Emotional, kreativ, voller witziger oder ernsthafter Erinnerungen: Eusebius Wirdeier und Wolfgang Niedecken bereiteten den FREUND*innen und ihren Gästen gestern ein vorweihnachtliches Erlebnis der Extraklasse. Ausgangspunkt war das gemeinsame Fotobuch Fotogeschichten Kölner Südstadt, für das der Fotograf „Sherlock Holmes der Fotoarchive“ Eusebius Wirdeier sich monatelang im Rheinischen Bildarchiv in unveröffentlichte Negativstreifen von Chargesheimer vertieft hatte. Im Ergebnis kam ein Spaziergang von Süden nach Norden durch das Vringsveedel heraus, der sich nun mit den Kindheitserinnerungen von Wolfgang Niedecken verwob – dessen Aktionsradius mütterlicherseits auf rund 1 km rund um die Severinspooz festgelegt war, ein offenbar durchaus dehnbarer Radius.
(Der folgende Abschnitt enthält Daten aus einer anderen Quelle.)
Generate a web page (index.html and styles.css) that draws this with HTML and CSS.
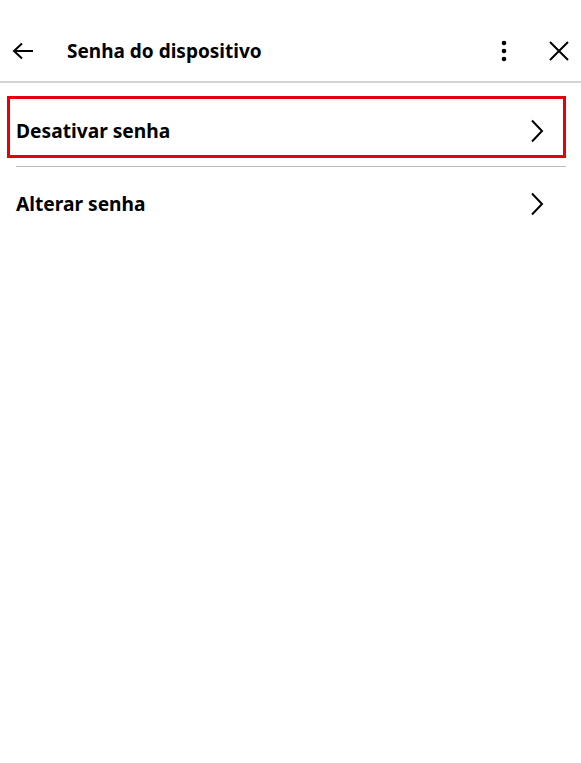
FILE: index.html
```html
<!DOCTYPE html>
<html lang="pt">
<head>
  <meta charset="UTF-8">
  <title>Senha do dispositivo</title>
  <meta name="viewport" content="width=device-width, initial-scale=1.0">
  <link rel="stylesheet" href="styles.css">
</head>
<body>
  <header class="top-bar">
    <button class="icon-btn back-btn" aria-label="Voltar">
      <svg width="22" height="18" viewBox="0 0 22 18">
        <path d="M21 9H2M10 1.5L2 9l8 7.5" fill="none" stroke="#000" stroke-width="2"/>
      </svg>
    </button>
    <h1 class="title">Senha do dispositivo</h1>
    <button class="icon-btn menu-btn" aria-label="Mais opções">
      <svg width="6" height="22" viewBox="0 0 6 22">
        <circle cx="3" cy="3" r="2.3"/>
        <circle cx="3" cy="11" r="2.3"/>
        <circle cx="3" cy="19" r="2.3"/>
      </svg>
    </button>
    <button class="icon-btn close-btn" aria-label="Fechar">
      <svg width="20" height="20" viewBox="0 0 20 20">
        <path d="M1 1L19 19M19 1L1 19" fill="none" stroke="#000" stroke-width="2"/>
      </svg>
    </button>
  </header>

  <ul class="settings-list">
    <li class="setting selected">
      <span class="setting-label">Desativar senha</span>
      <svg class="chevron" width="14" height="24" viewBox="0 0 14 24">
        <path d="M2 1.5L12 12 2 22.5" fill="none" stroke="#000" stroke-width="2"/>
      </svg>
    </li>
    <li class="divider"></li>
    <li class="setting">
      <span class="setting-label">Alterar senha</span>
      <svg class="chevron" width="14" height="24" viewBox="0 0 14 24">
        <path d="M2 1.5L12 12 2 22.5" fill="none" stroke="#000" stroke-width="2"/>
      </svg>
    </li>
  </ul>
</body>
</html>
```

FILE: styles.css
```css
:root {
  --text: #000;
  --rule: #d4d4d4;
  --focus: #e4000c;
}

body {
  margin: 0;
  background: #fff;
  color: var(--text);
  font-family: "Noto Sans", "Open Sans", sans-serif;
}

.top-bar {
  display: flex;
  align-items: center;
  height: 61px;
  padding: 20px 12px 0 12px;
  border-bottom: 2px solid var(--rule);
}

.icon-btn {
  background: none;
  border: none;
  padding: 0;
  display: flex;
  align-items: center;
  justify-content: center;
  cursor: pointer;
}

.back-btn {
  width: 22px;
}

.title {
  flex: 1;
  margin: 0 0 0 33px;
  font-size: 19px;
  font-weight: bold;
  line-height: 28px;
}

.menu-btn {
  width: 24px;
  margin-right: 33px;
}

.close-btn {
  width: 20px;
}

.settings-list {
  list-style: none;
  margin: 13px 15px 0 7px;
  padding: 0;
}

.setting {
  display: flex;
  align-items: center;
  justify-content: space-between;
  padding: 23px 22px 14px 9px;
  font-size: 19.2px;
  font-weight: bold;
  line-height: 28px;
}

.setting.selected {
  border: 3px solid var(--focus);
  padding: 18px 19px 10px 6px;
}

.setting-label {
  display: block;
}

.divider {
  height: 1px;
  background: #bdbdbd;
  margin: 8px 0 0 9px;
}
```
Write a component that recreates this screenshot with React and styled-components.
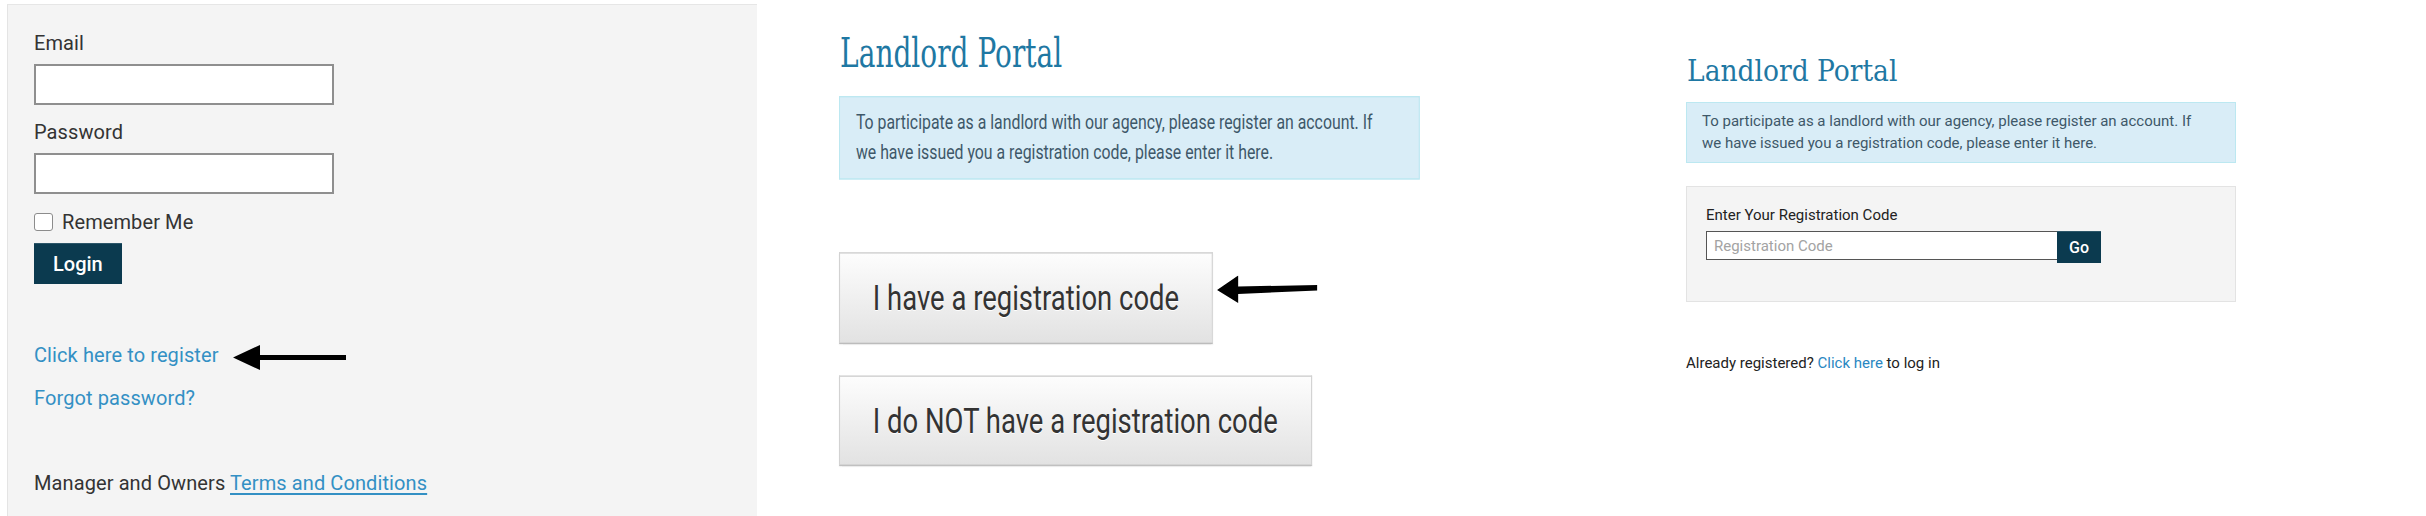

Die Severinstraße als „Broadway“, und wer auf der Südbrücke steht, sieht da drüben rechtsrheinisch schon die Alpen …! Moderatorin Swantje Freifrau von Massenbach kitzelte mit ihrer feinfühligen Gesprächsführung eine Anekdote nach der anderen aus den beiden heraus. Wer hat den Severin bemalt und warum? Was hat die Leopardenfell-Badehose mit dem mütterlichen Geruchssinn zu tun? Wann tauchte das langersehnte Foto vom Roxy auf? Mit solchen Schmankerln und kurzen Lesungen aus dem Buch verging der „Diavortrag“ wie im Fluge.
Während das begeisterte Südstadtpublikum bei an die Bühnenwand projizierten Bildern die Beschreibungen fast mitsprechen konnte, ging anwesenden Archivmitarbeitenden und -fans das Herz auf bei den Erzählungen und dokumentarischen Bildern, die die akribische Arbeit Wirdeiers im RBA zeigte. Negativstreifen für Negativstreifen – 25000 Aufnahmen insgesamt! –, analog und handschriftlich dokumentiert und entlang der Vringsstroß verortet, dazwischen eine Pause – weil das RBA vom Kattenbug an den Eifelwall zog. Hier ließ sich die spannende und kreative Beschäftigung mit Archivgut mit Händen greifen. Dass das Historische Archiv dann noch den Antrag von Niedeckens Papa ans Kölner Gesundheitsamt – samt Skizze der Liegenschaft – aus dem Hut zaubern konnte, machte den Sohn beinahe sprachlos.
Fotograf Wirdeier ließ es sich auch nicht nehmen, die Blickwinkel von Chargesheimer zu rekonstruieren und selbst mit der Kamera zu interpretieren – „die Fotografie ist 180 Jahre alt, irgendwann ist immer schon mal jemand dagewesen“. So konnte man die Freiflächen der Nachkriegszeit mit der zugebauten Severinstraße des 21. Jahrhunderts direkt vergleichen, und auch den Dialog mit den heutigen Menschen der Südstadt scheint Wirdeier ganz in Chargesheimer-Manier zu gelingen. Und: jede Fotografie gibt Wirdeier zufolge beim Betrachten neue Informationen preis, manchmal nach zehn Jahren noch mal anders. Dies ließ sich an diesem Abend wunderbar erleben.
Schließlich ein leidenschaftliche Appell (an die Stadt und andere Geldgeber): Die Menschen, die solche Bilder identifizieren können und sich an die Zeit erinnern, sterben nach und nach aus, es wird höchste Zeit, solche verborgenen Fotoschätze zu erschließen und zugänglich zu machen. Dem schließen wir uns unbedingt an; die FREUNDE werden weiterhin dabei helfen und dafür sorgen, dass solche Geschichten im Historischen Archiv mit Rheinischem Bildarchiv weitererzählt werden können. Der Abend klang aus mit guten und langen Gesprächen im Foyer, einem kleinen Imbiss, jede Menge Selfies mit der Kölschrock-Legende und Menschen, die glücklich einen von beiden Verfassern signierten Fotoschatz nach Hause tragen durften.
Herzlichen Dank an unsere langjährigen FREUNDE Wolfgang Niedecken und Eusebius Wirdeier für diesen wunderbaren Abend!